Aparentemente, lo que provocó la hemorragia fue un “trabajo de parto” desencadenado por
el estrés (¿que me había provocado la noticia de la cesárea?). No recuerdo el término
técnico exacto. Tal vez es “metrorragia” y algo de “hipernosequé”, que significa que el útero
“se aceleró”. Tardé mucho en escribir este relato de nacimiento, porque me costó asumir lo
vivido; aceptar que fue doloroso y no lindo, ideal, perfecto; que muchas cosas no fueron
como me hubiese gustado. Lo escribí porque me quedaron muy grabadas las palabras de
Frida sobre la importancia de escribir nuestras experiencias de los nacimientos de nuestros
hijos. Lo hice sobre todo porque le creí. Y porque sentía una suerte de deuda conmigo (y
quizá también con ella). De hecho, ni siquiera este relato fue como lo había soñado: me lo
había imaginado lleno de “ooooo” y de ejercicios de eutonía, de agradecimiento por todo lo
que había aprendido en las clases, pero no... Fue casi un descargo, un desahogo... Y
también una liberación y una deuda saldada. Hoy, ahora, estoy más tranquila y también, por
increíble que (me) parezca, más reconciliada con cómo fue todo.
Hay muchas cosas que todavía necesitan sanar. Creo que este, si bien no fue el primero, sí
fue un gran paso. Creo también que el mayor aprendizaje que saqué de todo esto es que
tengo que confiar en mí, escucharme, conocerme: si el obstetra no me cierra, cambiar
aunque esté en la semana 38. De todos modos, no sirve llorar sobre leche derramada.
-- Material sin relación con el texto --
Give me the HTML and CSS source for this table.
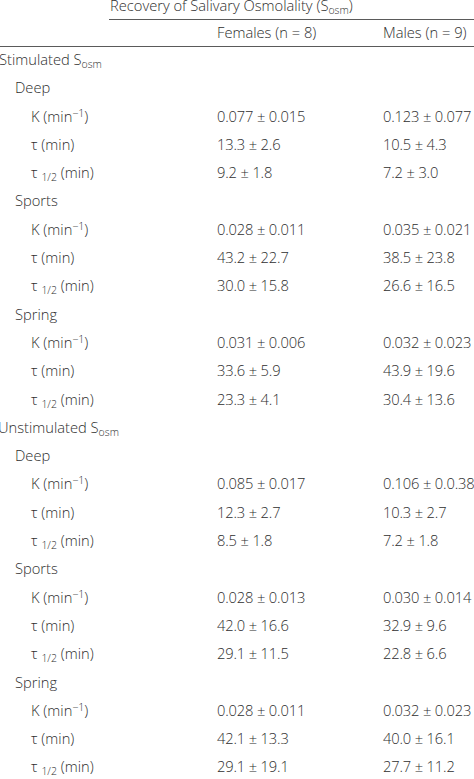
FILE: index.html
```html
<!DOCTYPE html>
<html>
<head>
<meta charset="utf-8">
<link rel="stylesheet" href="styles.css">
</head>
<body>
<div class="table">
  <div class="head-top"><span class="span-title">Recovery of Salivary Osmolality (S<sub>osm</sub>)</span></div>
  <div class="head-cols">
    <span></span><span>Females (n = 8)</span><span>Males (n = 9)</span>
  </div>
  <div class="body">
    <div class="row"><span class="l0">Stimulated S<sub>osm</sub></span><span></span><span></span></div>
    <div class="row"><span class="l1">Deep</span><span></span><span></span></div>
    <div class="row"><span class="l2">K (min<sup>−1</sup>)</span><span class="v">0.077 ± 0.015</span><span class="v">0.123 ± 0.077</span></div>
    <div class="row"><span class="l2">τ (min)</span><span class="v">13.3 ± 2.6</span><span class="v">10.5 ± 4.3</span></div>
    <div class="row"><span class="l2">τ <sub>1/2</sub> (min)</span><span class="v">9.2 ± 1.8</span><span class="v">7.2 ± 3.0</span></div>
    <div class="row"><span class="l1">Sports</span><span></span><span></span></div>
    <div class="row"><span class="l2">K (min<sup>−1</sup>)</span><span class="v">0.028 ± 0.011</span><span class="v">0.035 ± 0.021</span></div>
    <div class="row"><span class="l2">τ (min)</span><span class="v">43.2 ± 22.7</span><span class="v">38.5 ± 23.8</span></div>
    <div class="row"><span class="l2">τ <sub>1/2</sub> (min)</span><span class="v">30.0 ± 15.8</span><span class="v">26.6 ± 16.5</span></div>
    <div class="row"><span class="l1">Spring</span><span></span><span></span></div>
    <div class="row"><span class="l2">K (min<sup>−1</sup>)</span><span class="v">0.031 ± 0.006</span><span class="v">0.032 ± 0.023</span></div>
    <div class="row"><span class="l2">τ (min)</span><span class="v">33.6 ± 5.9</span><span class="v">43.9 ± 19.6</span></div>
    <div class="row"><span class="l2">τ <sub>1/2</sub> (min)</span><span class="v">23.3 ± 4.1</span><span class="v">30.4 ± 13.6</span></div>
    <div class="row"><span class="l0 un">Unstimulated S<sub>osm</sub></span><span></span><span></span></div>
    <div class="row"><span class="l1">Deep</span><span></span><span></span></div>
    <div class="row"><span class="l2">K (min<sup>−1</sup>)</span><span class="v">0.085 ± 0.017</span><span class="v">0.106 ± 0.0.38</span></div>
    <div class="row"><span class="l2">τ (min)</span><span class="v">12.3 ± 2.7</span><span class="v">10.3 ± 2.7</span></div>
    <div class="row"><span class="l2">τ <sub>1/2</sub> (min)</span><span class="v">8.5 ± 1.8</span><span class="v">7.2 ± 1.8</span></div>
    <div class="row"><span class="l1">Sports</span><span></span><span></span></div>
    <div class="row"><span class="l2">K (min<sup>−1</sup>)</span><span class="v">0.028 ± 0.013</span><span class="v">0.030 ± 0.014</span></div>
    <div class="row"><span class="l2">τ (min)</span><span class="v">42.0 ± 16.6</span><span class="v">32.9 ± 9.6</span></div>
    <div class="row"><span class="l2">τ <sub>1/2</sub> (min)</span><span class="v">29.1 ± 11.5</span><span class="v">22.8 ± 6.6</span></div>
    <div class="row"><span class="l1">Spring</span><span></span><span></span></div>
    <div class="row"><span class="l2">K (min<sup>−1</sup>)</span><span class="v">0.028 ± 0.011</span><span class="v">0.032 ± 0.023</span></div>
    <div class="row"><span class="l2">τ (min)</span><span class="v">42.1 ± 13.3</span><span class="v">40.0 ± 16.1</span></div>
    <div class="row"><span class="l2">τ <sub>1/2</sub> (min)</span><span class="v">29.1 ± 19.1</span><span class="v">27.7 ± 11.2</span></div>
  </div>
</div>
</body>
</html>
```
FILE: styles.css
```css
html, body {
  margin: 0;
  padding: 0;
  background: #ffffff;
  overflow: hidden;
}
body {
  font-family: "Open Sans", "DejaVu Sans", sans-serif;
  font-size: 14.7px;
  font-weight: 300;
  color: #2e2e2e;
  width: 474px;
  height: 779px;
}
.table {
  width: 474px;
}
.head-top {
  margin-left: 109px;
  line-height: 11px;
  height: 11px;
  padding-bottom: 8px;
  padding-left: 1px;
  border-bottom: 1px solid #5a5a5a;
  white-space: nowrap;
}
.head-cols {
  display: grid;
  grid-template-columns: 217px 166px 1fr;
  line-height: 11px;
  height: 11px;
  padding-top: 7px;
  padding-bottom: 8px;
  border-bottom: 1px solid #5a5a5a;
  white-space: nowrap;
}
.body {
  display: flex;
  flex-direction: column;
}
.row {
  display: grid;
  grid-template-columns: 217px 166px 1fr;
  height: 28.3px;
  line-height: 25px;
  white-space: nowrap;
}
.v { letter-spacing: -0.15px; }
.l0 { margin-left: -1px; }
.l0.un { margin-left: -2px; }
.l1 { padding-left: 15px; }
.l2 { padding-left: 31px; }
sub, sup {
  font-size: 10.5px;
  line-height: 0;
  position: relative;
  vertical-align: baseline;
}
sub { top: 3px; }
sup { top: -5px; }
```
Aprendí y haré todo lo posible para que las cosas sean mejores la próxima vez. Me rearmé,
me fortalecí y seguí adelante. Hoy tengo una cicatriz con forma de sonrisa que me recuerda
que “la cesárea es otra hermosa forma de nacer”. Aprendí y aprendo cada día a ser mamá y
a dar lo mejor de mí. La vida sigue. La vida siempre es más fuerte.